When we declare an array, we can initialize it using the curly brace construct. Specifying a comma-separated list of elements inside curly braces is a convenience that instructs the compiler to create an instance of the array with those elements and assign it to our variable. Alternatively, we could have just declared our someColors variable and, later, allocated an array object for it and assigned individual elements to that array’s slots. See Chapter 5 for a complete discussion of arrays.

Now we have an array of Color objects and a variable with which to index the array. Two private methods do the actual work for us. The private modifier on these methods specifies that they can be called only by other methods in the same instance of the class. They cannot be accessed outside the object that contains them. We declare members to be private to hide the detailed inner workings of a class from the outside world. This is called encapsulation and is another tenet of object-oriented design as well as good programming practice. Private methods are created as helper functions for use solely in the class implementation.
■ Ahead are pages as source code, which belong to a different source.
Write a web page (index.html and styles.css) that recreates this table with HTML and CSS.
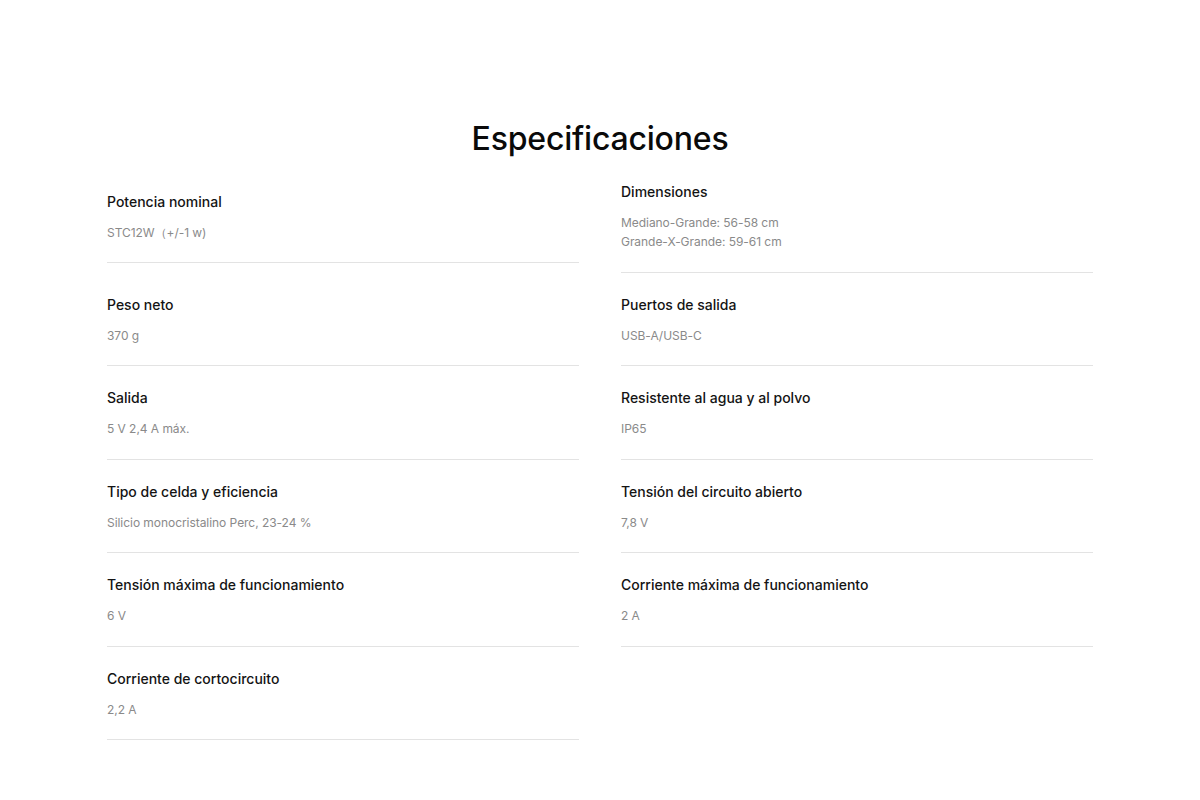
FILE: index.html
```html
<!DOCTYPE html>
<html lang="es">
<head>
<meta charset="utf-8">
<title>Especificaciones</title>
<link rel="stylesheet" href="styles.css">
</head>
<body>
<section class="specs">
  <h2 class="specs-title">Especificaciones</h2>
  <div class="specs-grid">
    <div class="spec"><div class="spec-name">Potencia nominal</div><div class="spec-value">STC12W（+/-1 w)</div></div>
    <div class="spec"><div class="spec-name">Dimensiones</div><div class="spec-value">Mediano-Grande: 56-58 cm<br>Grande-X-Grande: 59-61 cm</div></div>
    <div class="spec"><div class="spec-name">Peso neto</div><div class="spec-value">370 g</div></div>
    <div class="spec"><div class="spec-name">Puertos de salida</div><div class="spec-value">USB-A/USB-C</div></div>
    <div class="spec"><div class="spec-name">Salida</div><div class="spec-value">5 V 2,4 A máx.</div></div>
    <div class="spec"><div class="spec-name">Resistente al agua y al polvo</div><div class="spec-value">IP65</div></div>
    <div class="spec"><div class="spec-name">Tipo de celda y eficiencia</div><div class="spec-value">Silicio monocristalino Perc, 23-24 %</div></div>
    <div class="spec"><div class="spec-name">Tensión del circuito abierto</div><div class="spec-value">7,8 V</div></div>
    <div class="spec"><div class="spec-name">Tensión máxima de funcionamiento</div><div class="spec-value">6 V</div></div>
    <div class="spec"><div class="spec-name">Corriente máxima de funcionamiento</div><div class="spec-value">2 A</div></div>
    <div class="spec"><div class="spec-name">Corriente de cortocircuito</div><div class="spec-value">2,2 A</div></div>
  </div>
</section>
</body>
</html>
```

FILE: styles.css
```css
* { box-sizing: border-box; }
html, body { margin: 0; padding: 0; background: #fff; }
body {
  font-family: Inter, "Noto Sans", "Liberation Sans", sans-serif;
  color: #111;
}
.specs {
  width: 986px;
  margin: 0 auto;
  padding-top: 119px;
}
.specs-title {
  margin: 0;
  text-align: center;
  font-size: 32px;
  line-height: 40px;
  font-weight: 500;
  color: #0a0a0a;
  letter-spacing: -0.2px;
}
.specs-grid {
  margin-top: 1px;
  display: grid;
  grid-template-columns: 472px 472px;
  column-gap: 42px;
  align-items: center;
}
.spec {
  padding: 20px 0 20.5px;
  border-bottom: 1px solid #e3e3e3;
}
.spec-name {
  font-size: 14px;
  line-height: 24px;
  font-weight: 500;
  color: #141414;
}
.spec-value {
  margin-top: 9px;
  font-size: 12px;
  line-height: 19px;
  color: #8a8a8a;
  letter-spacing: -0.05px;
}
```
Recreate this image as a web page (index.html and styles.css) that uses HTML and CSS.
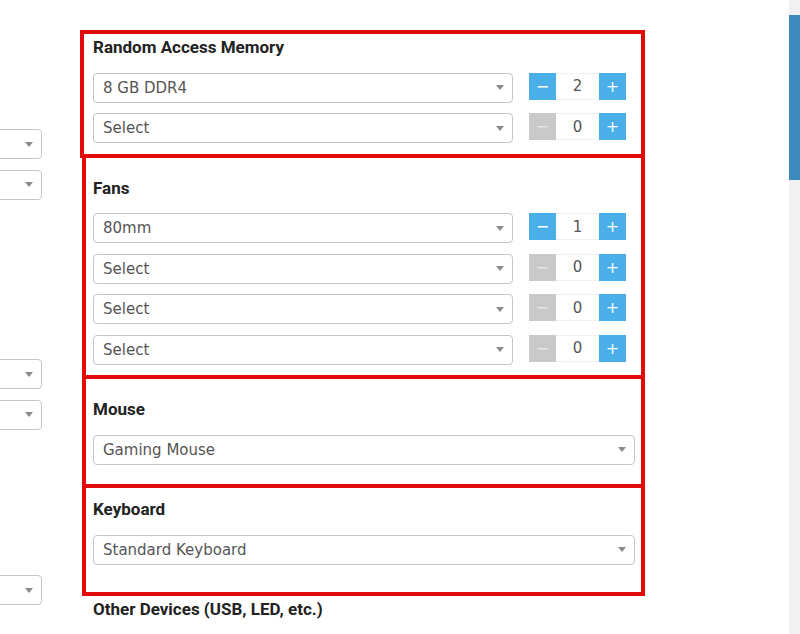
FILE: index.html
```html
<!DOCTYPE html>
<html lang="en">
<head>
    <meta charset="UTF-8">
    <title>Build your PC</title>
    <link rel="stylesheet" href="styles.css">
</head>
<body>

<div class="page">

    <!--left column, mostly scrolled off to the left-->
    <div class="side">
        <div class="side_inner">
            <div class="group">
                <div class="head_space"></div>
                <div class="row"><div class="select"><span></span><i class="caret"></i></div></div>
                <div class="row"><div class="select"><span></span><i class="caret"></i></div></div>
            </div>
            <div class="group group_b">
                <div class="head_space"></div>
                <div class="row"><div class="select"><span></span><i class="caret"></i></div></div>
                <div class="row"><div class="select"><span></span><i class="caret"></i></div></div>
            </div>
            <div class="group group_c">
                <div class="head_space"></div>
                <div class="row"><div class="select"><span></span><i class="caret"></i></div></div>
            </div>
        </div>
    </div>

    <!--main column-->
    <div class="main">
        <div class="group">
            <h3>Random Access Memory</h3>
            <div class="row">
                <div class="select"><span>8 GB DDR4</span><i class="caret"></i></div>
                <div class="stepper">
                    <button class="step">&minus;</button>
                    <span class="qty">2</span>
                    <button class="step">+</button>
                </div>
            </div>
            <div class="row">
                <div class="select"><span>Select</span><i class="caret"></i></div>
                <div class="stepper">
                    <button class="step off">&minus;</button>
                    <span class="qty">0</span>
                    <button class="step">+</button>
                </div>
            </div>
        </div>

        <div class="group">
            <h3>Fans</h3>
            <div class="row">
                <div class="select"><span>80mm</span><i class="caret"></i></div>
                <div class="stepper">
                    <button class="step">&minus;</button>
                    <span class="qty">1</span>
                    <button class="step">+</button>
                </div>
            </div>
            <div class="row">
                <div class="select"><span>Select</span><i class="caret"></i></div>
                <div class="stepper">
                    <button class="step off">&minus;</button>
                    <span class="qty">0</span>
                    <button class="step">+</button>
                </div>
            </div>
            <div class="row">
                <div class="select"><span>Select</span><i class="caret"></i></div>
                <div class="stepper">
                    <button class="step off">&minus;</button>
                    <span class="qty">0</span>
                    <button class="step">+</button>
                </div>
            </div>
            <div class="row">
                <div class="select"><span>Select</span><i class="caret"></i></div>
                <div class="stepper">
                    <button class="step off">&minus;</button>
                    <span class="qty">0</span>
                    <button class="step">+</button>
                </div>
            </div>
        </div>

        <div class="group">
            <h3>Mouse</h3>
            <div class="row">
                <div class="select wide"><span>Gaming Mouse</span><i class="caret"></i></div>
            </div>
        </div>

        <div class="group">
            <h3>Keyboard</h3>
            <div class="row">
                <div class="select wide"><span>Standard Keyboard</span><i class="caret"></i></div>
            </div>
        </div>

        <div class="group">
            <h3>Other Devices (USB, LED, etc.)</h3>
        </div>
    </div>

    <!--fake scrollbar-->
    <div class="scrollbar"><div class="thumb"></div></div>

    <!--red annotation boxes drawn over the form-->
    <div class="marks">
        <div class="mark mark_ram"></div>
        <div class="mark mark_fans"></div>
        <div class="mark mark_mouse"></div>
        <div class="mark mark_keyboard"></div>
    </div>
</div>

</body>
</html>
```

FILE: styles.css
```css
body, html {
    margin: 0;
    padding: 0;
    width: 100%;
    height: 100%;
    background: #fff;
    overflow: hidden;
}

.page {
    display: flex;
    position: relative;
    height: 634px;
}

/*left column*/
.side {
    width: 42px;
    margin-right: 51px;
    overflow: hidden;
    flex: none;
}

.side_inner {
    width: 250px;
    margin-left: -208px;
    padding-top: 93.5px;
}

.head_space {
    height: 20px;
    margin-bottom: 15.5px;
}

.group_b {
    margin-top: 124px;
}

.group_c {
    margin-top: 110px;
}

/*main column*/
.main {
    width: 542px;
    flex: none;
    padding-top: 37px;
}

.group h3 {
    margin: 0 0 15.5px 0;
    font-family: "Roboto", "Liberation Sans", sans-serif;
    font-size: 17px;
    line-height: 20px;
    font-weight: 700;
    color: #222;
}

.main .group + .group {
    margin-top: 34.5px;
}

.row {
    display: flex;
    align-items: flex-start;
    gap: 16px;
}

.row + .row {
    margin-top: 10.5px;
}

.select {
    display: flex;
    align-items: center;
    justify-content: space-between;
    box-sizing: border-box;
    width: 420px;
    height: 30px;
    padding: 0 8px 0 9px;
    border: 1px solid #c6c6c6;
    border-radius: 4px;
    background: #fff;
    font-family: "DejaVu Sans", "Liberation Sans", sans-serif;
    font-size: 15px;
    color: #555;
    flex: none;
}

.side .select {
    width: 250px;
}

.select.wide {
    width: 542px;
}

.caret {
    width: 0;
    height: 0;
    border-left: 4px solid transparent;
    border-right: 4px solid transparent;
    border-top: 5px solid #8a8a8a;
}

/*quantity stepper*/
.stepper {
    display: flex;
    height: 27px;
}

.step {
    width: 27px;
    height: 27px;
    margin: 0;
    padding: 0;
    border: none;
    background: #4aaee8;
    color: #fff;
    font-family: "DejaVu Sans", sans-serif;
    font-size: 16px;
    line-height: 27px;
}

.step.off {
    background: #c9c9c9;
    color: #e6e6e6;
}

.qty {
    display: flex;
    align-items: center;
    justify-content: center;
    box-sizing: border-box;
    width: 43px;
    border-top: 1px solid #efefef;
    border-bottom: 1px solid #efefef;
    font-family: "DejaVu Sans", sans-serif;
    font-size: 15px;
    color: #555;
}

/*scrollbar*/
.scrollbar {
    margin-left: auto;
    width: 11px;
    background: #f1f1f1;
    padding-top: 15px;
    box-sizing: border-box;
}

.thumb {
    height: 165px;
    background: #3b8bbf;
}

/*annotation boxes*/
.marks {
    position: absolute;
    top: 0;
    left: 0;
    right: 0;
    bottom: 0;
    pointer-events: none;
}

.mark {
    position: absolute;
    box-sizing: border-box;
    border: 4px solid #e30a0a;
}

.mark_ram {
    left: 80px;
    top: 30px;
    width: 565px;
    height: 128px;
}

.mark_fans {
    left: 82px;
    top: 154px;
    width: 563px;
    height: 225px;
}

.mark_mouse {
    left: 82px;
    top: 375px;
    width: 563px;
    height: 113px;
}

.mark_keyboard {
    left: 82px;
    top: 484px;
    width: 563px;
    height: 112px;
}
```
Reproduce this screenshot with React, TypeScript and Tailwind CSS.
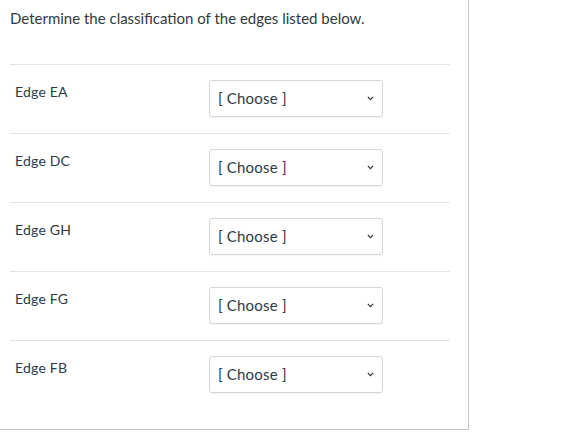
const edges = ["Edge EA", "Edge DC", "Edge GH", "Edge FG", "Edge FB"];

function ChooseSelect() {
  return (
    <div className="relative h-[37px] w-[174px] rounded-[3px] border border-[#d6d6d6] bg-white shadow-[0_1px_1px_rgba(0,0,0,0.04)]">
      <span className="absolute left-[8px] top-[8px] text-[15px] leading-[19px] tracking-[0.2px] text-[#2d3b45]">[ Choose ]</span>
      <svg
        className="absolute right-[8px] top-[15px]"
        width="7"
        height="5"
        viewBox="0 0 7 5"
        fill="none"
      >
        <path d="M0.8 0.9 L3.5 3.7 L6.2 0.9" stroke="#333" strokeWidth="1.2" />
      </svg>
    </div>
  );
}

export default function App() {
  return (
    <div className="h-[445px] w-[585px] bg-white" style={{ fontFamily: "Lato, 'Open Sans', sans-serif" }}>
      <div className="h-[430px] w-[469px] border-r border-b border-[#c4c4c4] pl-[10px]">
        <p className="pt-[10px] text-[15px] leading-[17px] text-[#2d3b45]">
          Determine the classification of the edges listed below.
        </p>
        <div className="mt-[37px] w-[440px]">
          {edges.map((e) => (
            <div key={e} className="flex h-[69px] items-start border-t border-[#e2e2e2] pl-[5px]">
              <div className="w-[194px] pt-[18px] text-[14px] leading-[17px] tracking-[0.2px] text-[#2d3b45]">{e}</div>
              <div className="pt-[15px]">
                <ChooseSelect />
              </div>
            </div>
          ))}
        </div>
      </div>
    </div>
  );
}
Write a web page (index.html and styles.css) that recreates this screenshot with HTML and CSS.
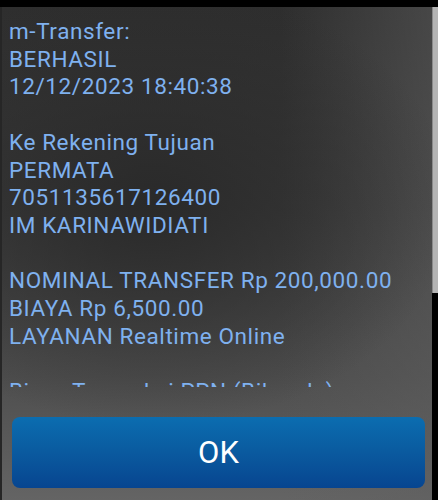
FILE: index.html
```html
<!DOCTYPE html>
<html>
<head>
<meta charset="utf-8">
<link rel="stylesheet" href="styles.css">
</head>
<body>
<div class="screen">
  <div class="edge-left"></div>
  <div class="dialog">
    <div class="message">
      <p>m-Transfer:</p>
      <p>BERHASIL</p>
      <p>12/12/2023 18:40:38</p>
      <p class="blank">&nbsp;</p>
      <p>Ke Rekening Tujuan</p>
      <p>PERMATA</p>
      <p>7051135617126400</p>
      <p>IM KARINAWIDIATI</p>
      <p class="blank">&nbsp;</p>
      <p>NOMINAL TRANSFER Rp 200,000.00</p>
      <p>BIAYA Rp 6,500.00</p>
      <p>LAYANAN Realtime Online</p>
      <p class="blank">&nbsp;</p>
      <p>Biaya Transaksi PPN (Bila ada)</p>
    </div>
    <div class="actions">
      <button class="ok">OK</button>
    </div>
  </div>
  <div class="scrollbar">
    <div class="thumb"></div>
  </div>
</div>
</body>
</html>
```

FILE: styles.css
```css
html, body {
  margin: 0;
  padding: 0;
  background: #000;
}
body {
  width: 438px;
  height: 500px;
  overflow: hidden;
  font-family: Roboto, "Liberation Sans", sans-serif;
}
.screen {
  display: flex;
  height: 500px;
  padding-top: 7px;
  box-sizing: border-box;
}
.edge-left {
  width: 2px;
  background: #262626;
}
.dialog {
  flex: 1;
  display: flex;
  flex-direction: column;
  background:
    radial-gradient(ellipse 70% 45% at 35% 40%, rgba(40,40,40,0.9) 0%, rgba(40,40,40,0) 100%),
    linear-gradient(to left, rgba(95,95,95,0.5) 0%, rgba(95,95,95,0) 35%),
    linear-gradient(to bottom, #2e2e2e 0%, #3a3a3a 40%, #4e4e4e 75%, #646464 100%);
}
.message {
  height: 380px;
  overflow: hidden;
  padding: 11px 7px 0;
  box-sizing: border-box;
  color: #7fb1ef;
  font-size: 22.5px;
  letter-spacing: 0.6px;
  line-height: 27.7px;
}
.message p {
  margin: 0;
  white-space: nowrap;
}
.actions {
  padding: 30px 7px 12px 10px;
}
.ok {
  display: block;
  width: 100%;
  height: 71px;
  border: none;
  border-radius: 8px;
  background: linear-gradient(to bottom, #0b6db0 0%, #0a5a9f 50%, #074590 100%);
  color: #fff;
  font-family: Roboto, "Liberation Sans", sans-serif;
  font-size: 31px;
  padding: 0;
}
.scrollbar {
  width: 6px;
  display: flex;
  flex-direction: column;
  background: #000;
}
.thumb {
  height: 286px;
  background: #b4b4b4;
  border-left: 1px solid #8a8a8a;
  box-sizing: border-box;
}
```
The first method, currentColor(), is simply a convenience routine that returns the Color object representing the current text color. It returns the Color object in the someColors array at the index specified by our colorIndex variable:

    synchronized private Color currentColor() {
      return someColors[colorIndex];
    }

We could just as readily have used the expression someColors[colorIndex] everywhere we use currentColor(); however, creating methods to wrap common tasks is another way of shielding ourselves from the details of our class. In an alternative implementation, we might have shuffled off details of all color-related code into a separate class. We could have created a class that takes an array of colors in its constructor and then provides two methods: one to ask for the current color and one to cycle to the next color (just some food for thought).

The second method, changeColor(), is responsible for incrementing the colorIndex variable to point to the next Color in the array. changeColor() is called from our actionPerformed() method whenever the button is pressed:

    synchronized private void changeColor() {
        // Change the index to the next color, awkwardly.
        if ( ++colorIndex == someColors.length )
          colorIndex = 0;
        setForeground( currentColor() ); // Use the new color.
        repaint();
    }

Here we increment colorIndex and compare it to the length of the someColors array. All array objects have a variable called length that specifies the number of elements in the array. If we have reached the end of the array, we wrap around to the beginning by resetting the index to 0. We’ve flagged this with a comment to indicate that we’re doing something fishy here. But we’ll come back to that in a moment. After changing the currently selected color, we do two things. First, we call the component’s setForeground() method, which changes the color used to draw text in our component. Then we call repaint() to cause the component to be redrawn with the new color for the draggable message.

What is the synchronized keyword that appears in front of our currentColor() and changeColor() methods? Synchronization has to do with threads, which we’ll examine in the next section. For now, all you need to know is that the synchronized keyword indicates that these two methods can never be running at the same time. They must always run in a mutually exclusive way.

The reason for this is related to the fishy way we increment our index. Notice that in changeColor(), we increment colorIndex before testing its value. Strictly speaking, this means that for some brief period of time while Java is running through our code, colorIndex can have a value that is past the end of our array. If our currentColor() method happened to run at that same moment, we would see a runtime “array out of bounds” error. Now, it would be easy for us to fix the problem in this case with some simple arithmetic before changing the value, but this simple example is representative of more general synchronization issues that we need to address. We’ll use it to illustrate the use of the synchronized keyword. In the next section, you’ll see that Java makes dealing with these problems relatively easy through language-level synchronization support.